Think pop-ups are a recent phenomenon? The distinction could date to 1849, when a trio of Croatian immigrants sold charcoal-grilled fish from a tent on the wharf, an idea that evolved into the bricks-and-mortar Tadich Grill. “From the very first days of the Gold Rush, San Francisco earned a reputation as a restaurant town,” writes Erica J. Peters in “San Francisco: A Food Biography.” “Ships brought exotic ingredients from all over the world, as well as people used to many different cuisines. Early reports emphasized the diversity of restaurants, the fact almost all meals were either eaten in public or brought home ready-to-eat, and the vast amounts that San Franciscans were spending on food.”
Since at least the 1930s, San Francisco had restaurants where diners could see cooks at work, but the design trend blossomed in the 1980s along with the rise of celebrity chefs. Sitting close to the fragrant wood-burning oven at Zuni Café or watching Ravi Kapur in his screaming-yellow kitchen, set smack in the center of the Liholiho Yacht Club, forges a bond between patron and restaurant.
Some of the most popular foodstuffs and dishes in the country originated in San Francisco: sourdough bread, the seafood stew called cioppino, crab Louis, the oyster omelet known as Hangtown fry, Ghirardelli chocolate, Rice-a-Roni. Yet another San Francisco treat is the mai tai, said to have been created in 1944 at the legendary Trader Vic’s. (Coffee, in contrast, was so bad that in 1963, the subject got front-page treatment in the San Francisco Chronicle. “A Great City’s People Forced to Drink Swill,” the headline scolded.
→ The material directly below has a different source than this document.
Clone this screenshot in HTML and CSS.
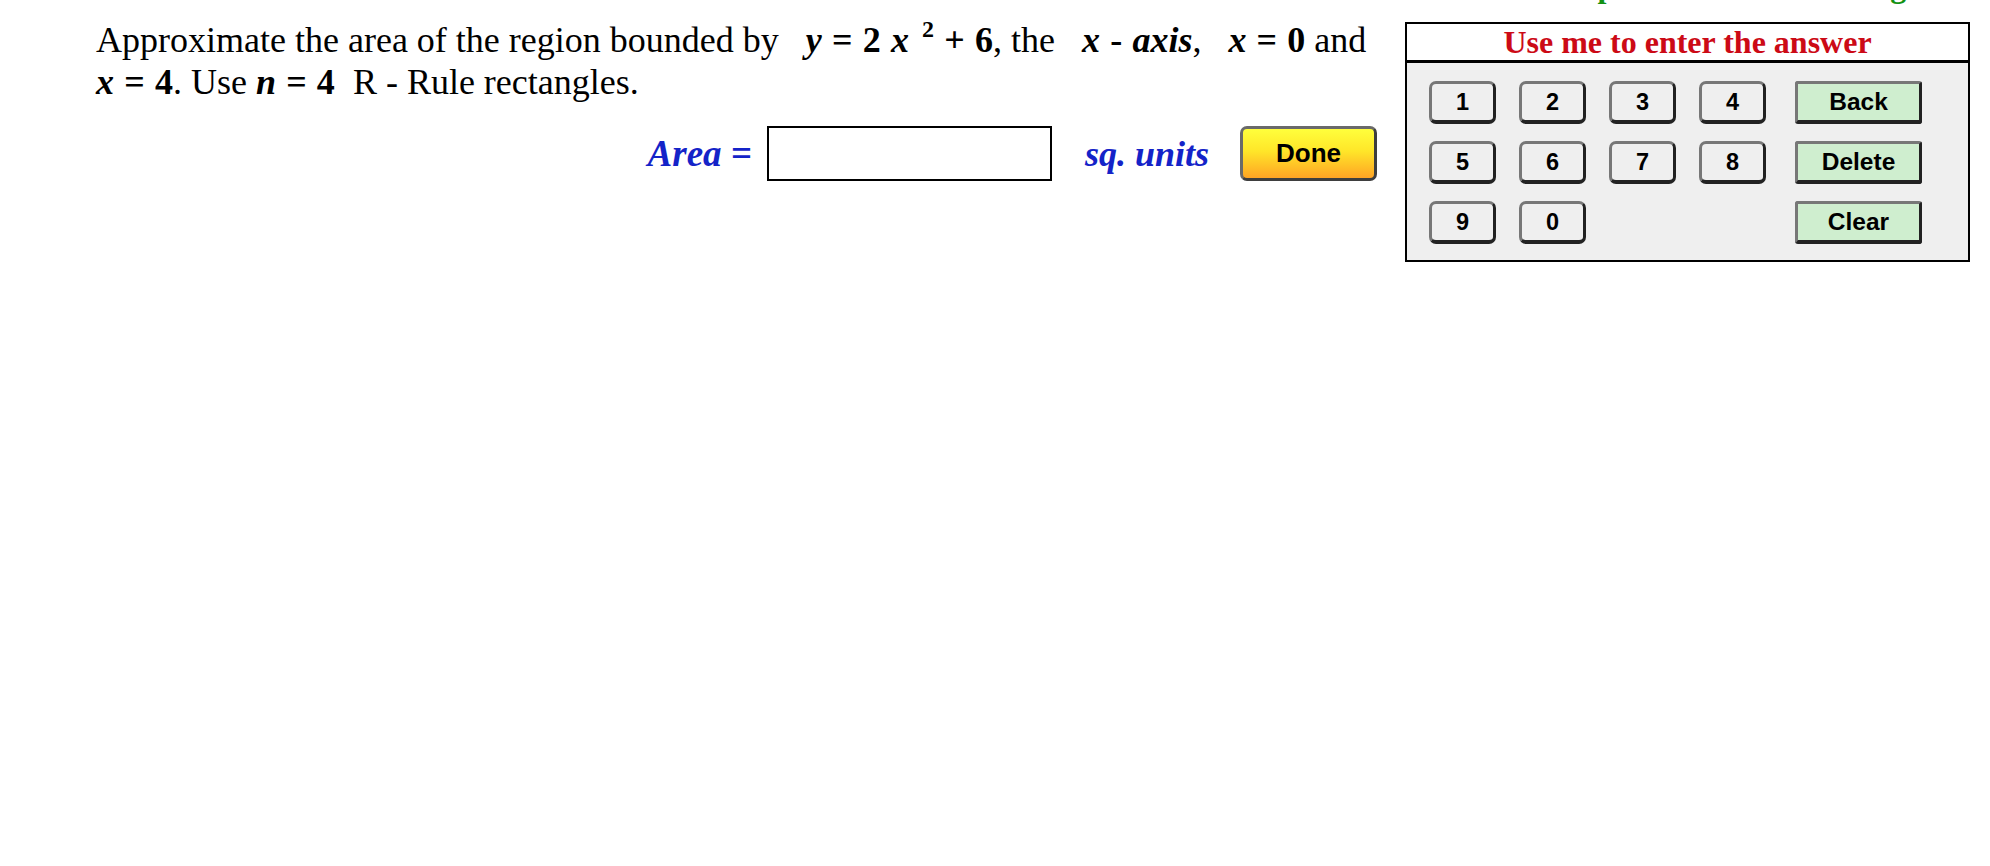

Thankfully, that hasn’t been true for many years, and the city has been just as influential in coffee circles as culinary ones; the city’s own Blue Bottle Coffee almost a decade ago imported the Japanese style of pour-over that has become de rigeur at high-end coffee shops from coast to coast.)
In recent decades, San Francisco produced such revolutionary restaurants as the now-shuttered Stars, an American — not French — bistro created by Jeremiah Tower; Square One, Goldstein’s love letter to Turkey, Morocco and Italy-beyond-the-obvious; Zuni Café, the soulful, ingredient-driven Cal-Ital retreat nurtured by the late Judy Rodgers; and the Slanted Door, its menu by Charles Phan an exciting twist on Vietnamese fare. Five years ago, chef Corey Lee, a native of Korea and a veteran of the French Laundry in Yountville, Calif., advanced the cause of fine-dining with Benu, a serene East-meets-West proposition.